Con frecuencia, en discusiones sobre feminismo con gente joven, el sabelotodo de turno (en general, un varón) me ha desafiado con la pregunta: «Si una mujer no se cambia el apellido al casarse, ¿cuál es el problema? Después de todo, su propio apellido no es más que el de su padre, el nombre de otro hombre». Lo que me parece notable de esta pregunta es que supone que el apellido de un varón es «suyo», no el de su padre; en cambio, el apellido de la mujer es siempre «de su padre». Después de todo, contesto, al no cambiar su apellido, la mujer simplemente elige el nombre de su propio padre en lugar del del padre de su marido.
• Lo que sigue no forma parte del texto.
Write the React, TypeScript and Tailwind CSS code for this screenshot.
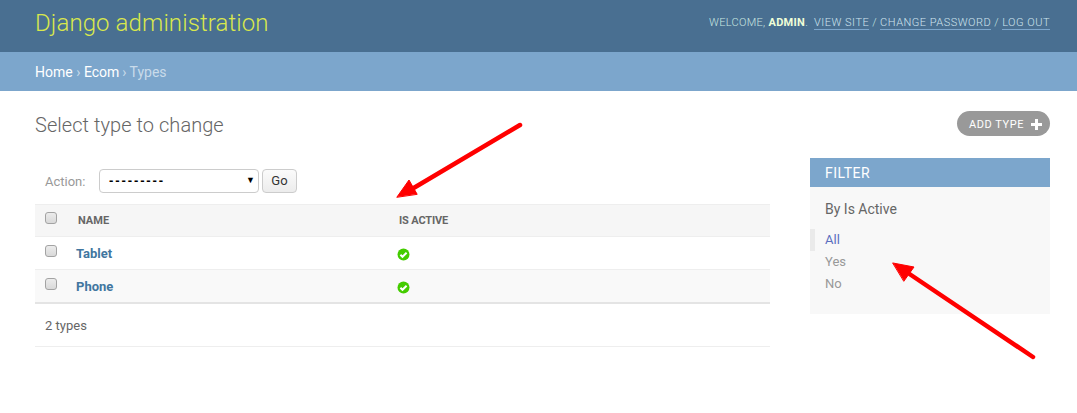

También me sorprende cuando esta pregunta viene ya no de patriarcas tradicionales sino de jóvenes universitarios, totalmente modernos, que han interiorizado las normas del patriarcado occidental como lo natural**.

Recientemente, en lo que podría parecer una decisión paradójica, la abogada feminista Flavia Agnes peleó por el derecho legal de una mujer divorciada a continuar usando su apellido de casada. La oficina de pasaportes se había negado a renovarle el pasaporte con su apellido de casada porque estaba divorciada, pero en toda su documentación figuraba ese apellido y un cambio en este único documento le comportaría muchos problemas burocráticos. Muchas mujeres divorciadas han sufrido por este proceder, alegó Agnes. La preocupación feminista en este sentido es que las mujeres no deberían soportar una carga adicional después del divorcio (la de volver a cambiar legalmente sus nombres). El Procurador General Adjunto Darius Khambata, en una opinión legal dirigida a la Oficina Regional de Pasaportes de Bombay, sostuvo que «La esposa tiene, de acuerdo con el derecho fundamental consagrado en el artículo 21 de la Constitución de la India (derecho a la vida), el derecho a usar cualquier nombre, incluyendo su nombre de casada, incluso si su matrimonio se ha disuelto», siempre y cuando su marido no tenga objeción (Deshpande 2011). Por supuesto, si un marido se opone a que su exmujer utilice «su» apellido, ella tiene que renunciar a él5.

 

Entonces, las mujeres que se divorcian deben abandonar los apellidos de sus maridos si los maridos insisten, pero ¿qué pasa con las mujeres que no se cambian el apellido al casarse? No existe ninguna disposición legal que obligue a las mujeres a adoptar los apellidos de sus maridos, pero, aunque no existan regulaciones específicas, muchos funcionarios estatales de bajo rango, como por ejemplo los empleados de gestión de pasaportes, tienden a reforzar normas familiares implícitas. Así, ha habido muchos casos de mujeres casadas que habían conservado sus apellidos de solteras y a quienes las autoridades de gestión de pasaportes les obligaron a cambiárselos por los de sus maridos o a agregarlos a su propio apellido. No se les da ninguna posibilidad de elegir (Sharma y Arora 2011).

En consecuencia, nos encontramos con dos problemas: la universalización del «apellido» como parte de las prácticas homogeneizadoras del Estado moderno colonial y la adopción del apellido del marido por parte de la esposa entendida como una parte natural e incuestionable del matrimonio. Lo que vemos en la intersección es la naturalización gradual de dos patriarcados dominantes: el de las castas superiores de India del norte y el del dominio colonial británico.